Die Andacht zum Wochenspruch – Von Manfred Günther – gelesen von Gert Holle
Wochenspruch zur Woche nach dem 16. Sonntag nach dem Trinitatisfest:
Christus Jesus hat dem Tode die Macht genommen und das Leben und ein unvergängliches Wesen ans Licht gebracht durch das Evangelium. (2. Tim. l,10b)
Da werden doch nur Behauptungen aufgestellt! »Dem Tode die Macht genommen«, aber stimmt denn das? Angst vor dem Tod hat doch wohl jeder - ich auch. Ist der Tod dann entmachtet? Übt er nicht vielmehr seine Gewalt aus über uns...gerade jetzt, wo wir diese Andacht gar nicht mehr weiterhören wollen, weil darin vom »Tod« die Rede ist?
Und dann: Gibt es nicht noch einen ganz anderen »Tod« als den, der in uns die Bilder von Sarg und Grab heraufbeschwört? Mir persönlich macht dieser andere Tod noch viel mehr Angst! Es ist der Tod vor dem Sterben!

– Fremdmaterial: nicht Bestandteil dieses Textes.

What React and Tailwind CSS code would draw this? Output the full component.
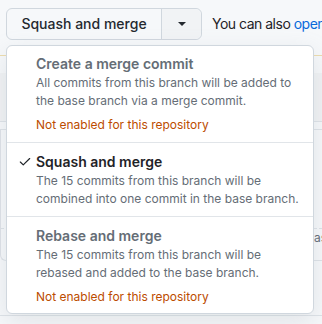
import { Check } from "lucide-react";

const options = [
  {
    title: "Create a merge commit",
    desc: "All commits from this branch will be added to the base branch via a merge commit.",
    disabled: true,
  },
  {
    title: "Squash and merge",
    desc: "The 15 commits from this branch will be combined into one commit in the base branch.",
    selected: true,
  },
  {
    title: "Rebase and merge",
    desc: "The 15 commits from this branch will be rebased and added to the base branch.",
    disabled: true,
  },
];

export default function App() {
  return (
    <div
      className="relative w-[322px] h-[324px] overflow-hidden bg-[#f6f8fa] text-[#1f2328]"
      style={{ fontFamily: "Inter, 'Noto Sans', sans-serif" }}
    >
      {/* merge button row */}
      <div className="flex items-center pt-2 pl-1.5">
        <div className="flex h-8 shrink-0 rounded-md border border-[#d0d7de] bg-[#f6f8fa]">
          <button className="w-[155px] text-sm font-medium text-[#24292f] border-r border-[#d0d7de]">
            Squash and merge
          </button>
          <button className="w-[39px] flex items-center justify-center bg-[#f1f3f5] rounded-r-md">
            <svg width="8" height="4" viewBox="0 0 8 4">
              <path d="M0 0h8L4 4z" fill="#24292f" />
            </svg>
          </button>
        </div>
        <div className="ml-[10px] whitespace-nowrap text-sm tracking-[-0.5px]">
          You can also <span className="text-[#0969da]">open this in GitHub Desktop</span>
        </div>
      </div>

      {/* content behind the menu */}
      <div className="mt-[15px] border-t border-[#ecdcae]">
        <div className="h-[17px]" />
        <div className="h-[49px] bg-[#f0f2f4] border-b border-[#dde2e7]" />
        <div className="mt-[7px] h-[132px] border-t border-[#dde2e7] border-b border-l rounded-bl-md">
          <div className="h-[99px] border-b border-dashed border-[#dde2e7]" />
          <div className="pl-[313px] text-xs text-[#636c76] leading-[18px]">as</div>
        </div>
        <div className="mt-[54px] border-t border-[#dde2e7]" />
      </div>

      {/* dropdown menu */}
      <div className="absolute left-[6px] top-[45px] w-[308px] rounded-md border border-[#d0d7de] bg-white shadow-[0_8px_24px_rgba(140,149,159,0.2)]">
        {options.map((o, i) => (
          <div
            key={o.title}
            className={`relative pl-[29px] pr-2 ${i > 0 ? "pt-[9px] border-t border-[#e1e5e9]" : "pt-2"} ${i === 2 ? "pb-[7px]" : "pb-2"}`}
          >
            {o.selected && (
              <Check
                size={14}
                strokeWidth={2}
                className="absolute left-[11px] top-[12px] text-[#1f2328]"
              />
            )}
            <div
              className={`text-sm font-semibold leading-5 ${o.disabled ? "text-[#656d76]" : "text-[#1f2328]"}`}
            >
              {o.title}
            </div>
            <div className="text-xs leading-[18px] text-[#656d76]">{o.desc}</div>
            {o.disabled && (
              <div className="mt-1.5 text-xs leading-[18px] text-[#bc4c00]">
                Not enabled for this repository
              </div>
            )}
          </div>
        ))}
      </div>
    </div>
  );
}
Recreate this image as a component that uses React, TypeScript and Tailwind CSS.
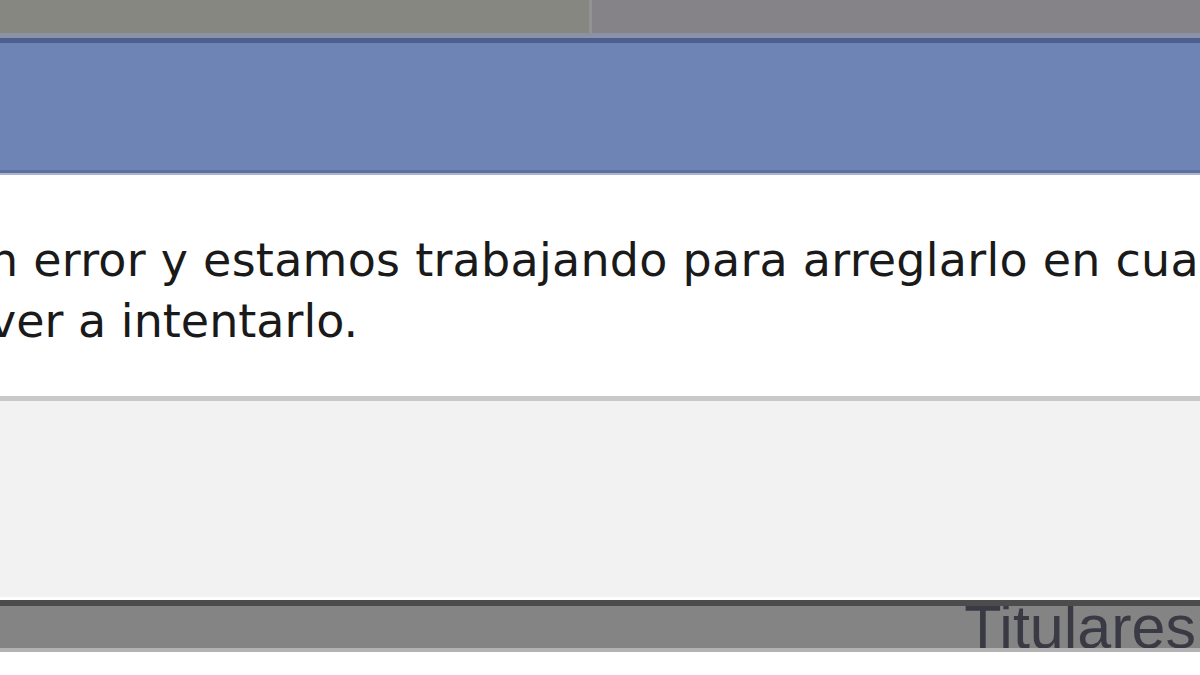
import React from 'react';

const MSG_FONT = { fontFamily: '"DejaVu Sans", Verdana, sans-serif' };
const TAB_FONT = { fontFamily: '"Liberation Sans", Arial, sans-serif' };

const App: React.FC = () => {
  return (
    <div className="w-[1200px] h-[675px] overflow-hidden bg-white flex flex-col">
      {/* top tab strip */}
      <div className="h-[33px] flex shrink-0">
        <div className="w-[589px] bg-[#878782]" />
        <div className="w-[3px] bg-[#939393]" />
        <div className="flex-1 bg-[#858388]" />
      </div>
      <div className="h-[5px] shrink-0 bg-[#8a92a6]" />
      <div className="h-[5px] shrink-0 bg-[#4e5e8e]" />

      {/* dialog title bar */}
      <div className="h-[127px] shrink-0 bg-[#6d84b5]" />
      <div className="h-[3px] shrink-0 bg-[#5d6f9f]" />
      <div className="h-[2px] shrink-0 bg-[#aab5d0]" />

      {/* dialog body */}
      <div
        className="h-[221px] shrink-0 bg-white overflow-hidden pt-[55px] text-[46px] leading-[61px] text-[#1a1a1a]"
        style={MSG_FONT}
      >
        <div className="whitespace-nowrap ml-[-11px] tracking-[0.25px]">n error y estamos trabajando para arreglarlo en cuanto podamos.</div>
        <div className="whitespace-nowrap ml-[-11px]">ver a intentarlo.</div>
      </div>

      {/* footer */}
      <div className="h-[5px] shrink-0 bg-[#c9c9c9]" />
      <div className="h-[196px] shrink-0 bg-[#f2f2f2]" />
      <div className="h-[3px] shrink-0 bg-white" />

      {/* bottom bar */}
      <div className="relative z-10 h-[6px] shrink-0 bg-[#4c4c4c]" />
      <div className="h-[42px] shrink-0 bg-[#848484] flex justify-end pr-[4px]">
        <span
          className="mt-[-9px] h-[51px] overflow-hidden text-[61px] leading-[61px] text-[#3a3a44] whitespace-nowrap"
          style={TAB_FONT}
        >
          Titulares
        </span>
      </div>
      <div className="relative z-10 h-[4px] shrink-0 bg-[#b3b3b3]" />
      <div className="relative z-10 flex-1 bg-white" />
    </div>
  );
};

export default App;
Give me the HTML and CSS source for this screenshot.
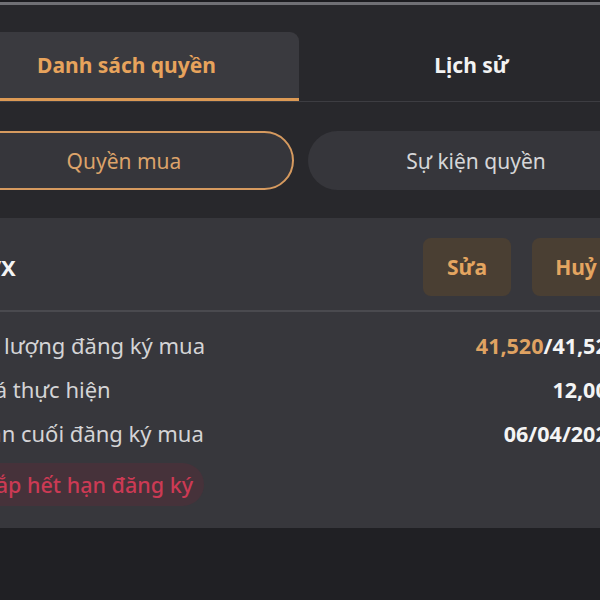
FILE: index.html
```html
<!DOCTYPE html>
<html lang="vi">
  <head>
    <meta charset="UTF-8" />
    <meta name="viewport" content="width=device-width, initial-scale=1.0" />
    <title>Quyền mua</title>
    <link rel="stylesheet" href="styles.css">
  </head>
  <body>
    <div class="screen">
      <div class="topline"></div>
      <div class="tabs">
        <div class="tab active">Danh sách quyền</div>
        <div class="tab">Lịch sử</div>
      </div>

      <div class="seg">
        <div class="seg-item on">Quyền mua</div>
        <div class="seg-item">Sự kiện quyền</div>
      </div>

      <div class="card">
        <div class="card-head">
          <span class="ticker">PVX</span>
          <div class="actions">
            <button class="act">Sửa</button>
            <button class="act">Huỷ</button>
          </div>
        </div>
        <div class="rows">
          <div class="row">
            <span class="lbl">Số lượng đăng ký mua</span>
            <span class="val"><span class="hl">41,520</span>/41,520</span>
          </div>
          <div class="row">
            <span class="lbl">Giá thực hiện</span>
            <span class="val">12,000</span>
          </div>
          <div class="row">
            <span class="lbl">Hạn cuối đăng ký mua</span>
            <span class="val">06/04/2024</span>
          </div>
          <div class="badge">Sắp hết hạn đăng ký</div>
        </div>
      </div>
    </div>
  </body>
</html>
```

FILE: styles.css
```css
* {
  padding: 0;
  margin: 0;
  box-sizing: border-box;
}
html,
body {
  height: 100%;
}
body {
  background: #202024;
  font-family: "Noto Sans", "Open Sans", sans-serif;
  overflow: hidden;
}
.screen {
  width: 690px;
  margin-left: -46px;
}
.topline {
  height: 5px;
  border-top: 2px solid #1c1c20;
  background: #707075;
}

.tabs {
  display: flex;
  padding-top: 27px;
  background: #28282c;
  border-bottom: 1px solid #3d3d42;
}
.tab {
  flex: 1;
  height: 69px;
  display: flex;
  align-items: center;
  justify-content: center;
  font-size: 21px;
  font-weight: 700;
  color: #f2f2f2;
  border-bottom: 3px solid transparent;
}
.tab.active {
  background: #3a3a3f;
  color: #e7a35c;
  border-radius: 0 9px 0 0;
  border-bottom-color: #dc9a55;
}

.seg {
  display: flex;
  gap: 14px;
  padding: 29px 0 28px;
  background: #28282c;
}
.seg-item {
  flex: 1;
  height: 59px;
  border-radius: 30px;
  background: #36363b;
  display: flex;
  align-items: center;
  justify-content: center;
  font-size: 21px;
  color: #d6d6d8;
}
.seg-item.on {
  border: 2px solid #d69a5f;
  color: #dca36a;
}

.card {
  background: #37373c;
  padding: 0 24px 22px 19px;
}
.card-head {
  display: flex;
  align-items: center;
  justify-content: space-between;
  height: 94px;
  padding-top: 6px;
  border-bottom: 2px solid #4a4a4f;
}
.ticker {
  font-size: 22px;
  font-weight: 700;
  color: #f4f4f4;
}
.actions {
  display: flex;
  gap: 21px;
}
.act {
  width: 88px;
  height: 58px;
  border: none;
  border-radius: 8px;
  background: #4a3f33;
  color: #e4a560;
  font-family: inherit;
  font-size: 21px;
  font-weight: 700;
}

.rows {
  padding-top: 11px;
}
.row {
  display: flex;
  justify-content: space-between;
  align-items: center;
  height: 44px;
}
.lbl {
  font-size: 22px;
  color: #d4d4d6;
}
.val {
  font-size: 21.5px;
  font-weight: 700;
  color: #f4f4f4;
}
.hl {
  color: #dfa262;
}
.badge {
  display: inline-block;
  margin-top: 8px;
  margin-left: 0;
  padding: 0 11px;
  height: 43px;
  line-height: 43px;
  border-radius: 22px;
  background: #46323a;
  color: #cc3a54;
  font-size: 21.5px;
  font-weight: 500;
}
```
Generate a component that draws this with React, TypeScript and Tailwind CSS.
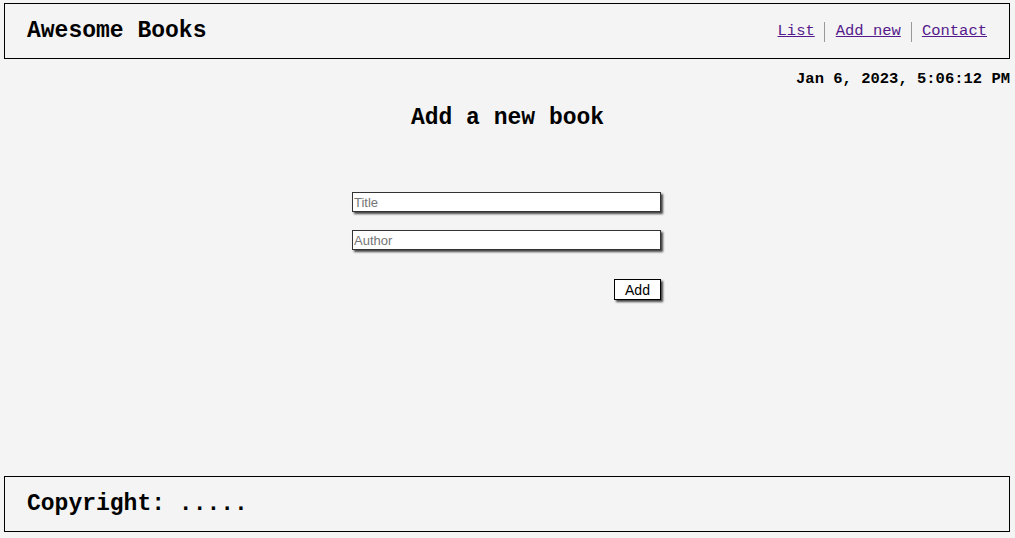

Dieser Tod greift schon lange mit seinen eiskalten Fingern nach unserem Herzen: Dass wir mit dem Nachbarn zwei Häuser weiter seit Jahren keinen Gruß mehr tauschen, geschweige denn ein Wort wechseln, das hat er bewirkt! Dass es uns seit einiger Zeit einfach nicht gelingt, den Bekannten zu besuchen, der so auf uns wartet - sein Werk! Überhaupt, unsere Starre: Laufen wir nicht schon Jahrzehnte immer im selben Trott? Wann haben wir einmal etwas Neues probiert, vielleicht statt Fernsehen ein Buch gelesen, vielleicht den Ehegatten mit einem Geschenk überrascht oder gar den Gedanken an Gott und den Sinn des Lebens nicht verdrängt? Sind wir wirklich so bewegliche, lebendige Leute?
Regiert nicht der Tod auch in unserer Beziehung zu Gott und der Kirche? Sicher sind wir Mitglied in unserer Gemeinde, aber wie lange schon ruht die Mitgliedschaft, wie lange schon reden wir uns ein, wir müssten am Sonntagmorgen ausschlafen, die Klöße für das Mittagessen machen oder den Frühschoppen einnehmen? Ist es nicht geradezu albern (wenn es nicht so ernst wäre!), dass wir behaupten, wir hätten dazu keine Zeit? Für was alles haben wir Zeit! Mit welchem Geschwätz können wir Stunden zubringen! Bei was für nichtigen Anlässen haben wir jede Menge Sitzfleisch? Aber zum Gottesdienst reicht unsere Zeit nicht? - Hören Sie den Tod lachen?
»Christus Jesus hat dem Tode die Macht genommen«, auch diesem Tod! Es wird alles darauf ankommen, dass wir ihm zutrauen, was hier behauptet wird. Dass Jesus auch den Tod vor dem Sterben besiegen kann, ist und bleibt eben »Evangelium«, »frohe Botschaft«! Er zwingt uns sein Leben nicht auf. Er bietet uns an: Wenn wir etwa den ersten Schritt auf den »bösen Nachbarn« zutun, dann werden wir ein Stück seines Lebens erfahren, dann wird er uns befreien und es wird uns leicht ums Herz. Oder: Wir machen endlich diesen Besuch, vor dem uns so bange ist; das Gefühl hernach wird unbeschreiblich sein, froh und gelöst; was für eine Freude in den Augen des Besuchten! Selbst ein persönlicher Neuanfang wird viel mehr schöne Erlebnisse auslösen als Schlechte. Die Unsicherheit zu Beginn wird bald dem Wissen weichen: Das ist das Richtige; ich hätte schon längst einmal einen Versuch machen sollen!
Und besonders deutlich wird unser Herz beim Kirchgang sprechen: Hören auf die Worte des Lebens, Lob und Dank, Zeit für das Wesentliche... Christus hat dem Tod die Macht genommen! Lassen wir es doch auch bei uns geschehen. Das Leben wartet auf uns, Freude, Freiheit von uns selbst, vom Trott, in dem wir so lange schon gehen, vom Gefängnis des »Immer-so-weiter«. Gezwungen werden wir nicht. Aber, wer wird sich diese »frohe« und frohmachende Botschaft nicht gerne sagen lassen? Und sie ausprobieren! Entreißen wir uns den kalten Fingern des Todes. Tun wir die Leichentücher von uns. Jesus Christus selbst wird uns dabei helfen - jetzt und hier und einmal ewig.